My other hobby, besides genealogy, is reading mysteries. I think there might be a connection there. Anyway—I always thought it would be so great to create a mystery series in which the detective is a genealogist. I’ve run a few stories through my head, but I don’t think I have the plotting skills of a mystery writer—or even the searching skills of a professional genealogist.
So I was very glad to see that someone else had had the same idea. I just finished In the Blood: A Genealogical Crime Mystery by Steve Robinson. It is the first book in a series about professional genealogist, Jefferson Tayte, who gets a little more than he bargained for when he is hired by an American to trace a branch of his family who returned to live in Cornwall after the defeat of the British in the American Revolution.
JT, as he is called, can’t find any trace of the family of James Fairborne after he arrives in Cornwall in 1783. What he does find is a second family—and lots of questions. Someone else doesn’t want him to find the answers. With his trusty laptop and visits to records offices and churchyard cemeteries, JT pursues the mystery and receives death threats and attempts on his life. He finds that a number of people have been murdered over the years in order to keep the secret.
Compared to other mysteries I have read, it fares pretty well.
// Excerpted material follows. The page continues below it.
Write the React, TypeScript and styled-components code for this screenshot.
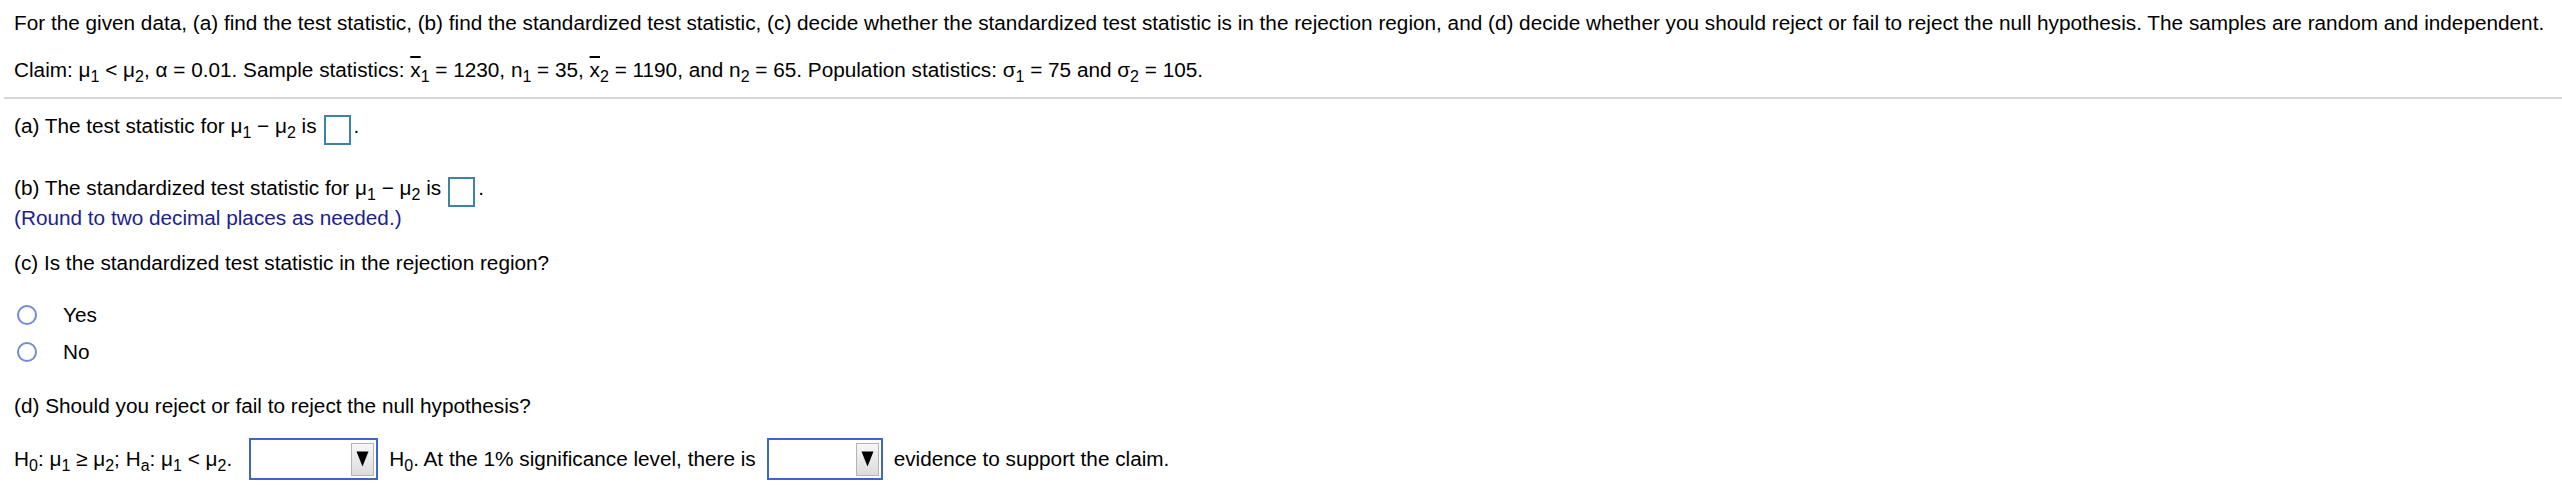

The genealogical mystery provides the suspense. Will JT figure it out before someone else dies? Although the ultimate mystery—why James Fairborne’s first family disappeared—is solved by a document that has survived, hidden, over 200 years, don’t we all wish we could find something like that?
There are two more books in the series: To the Grave, in which the genealogical mystery begins in World War II, and The Last Queen of England, in which the mystery involves the royal family. The Kindle editions of book #1 and #2 sell for $3.99; In the Blood is on sale today for $.99!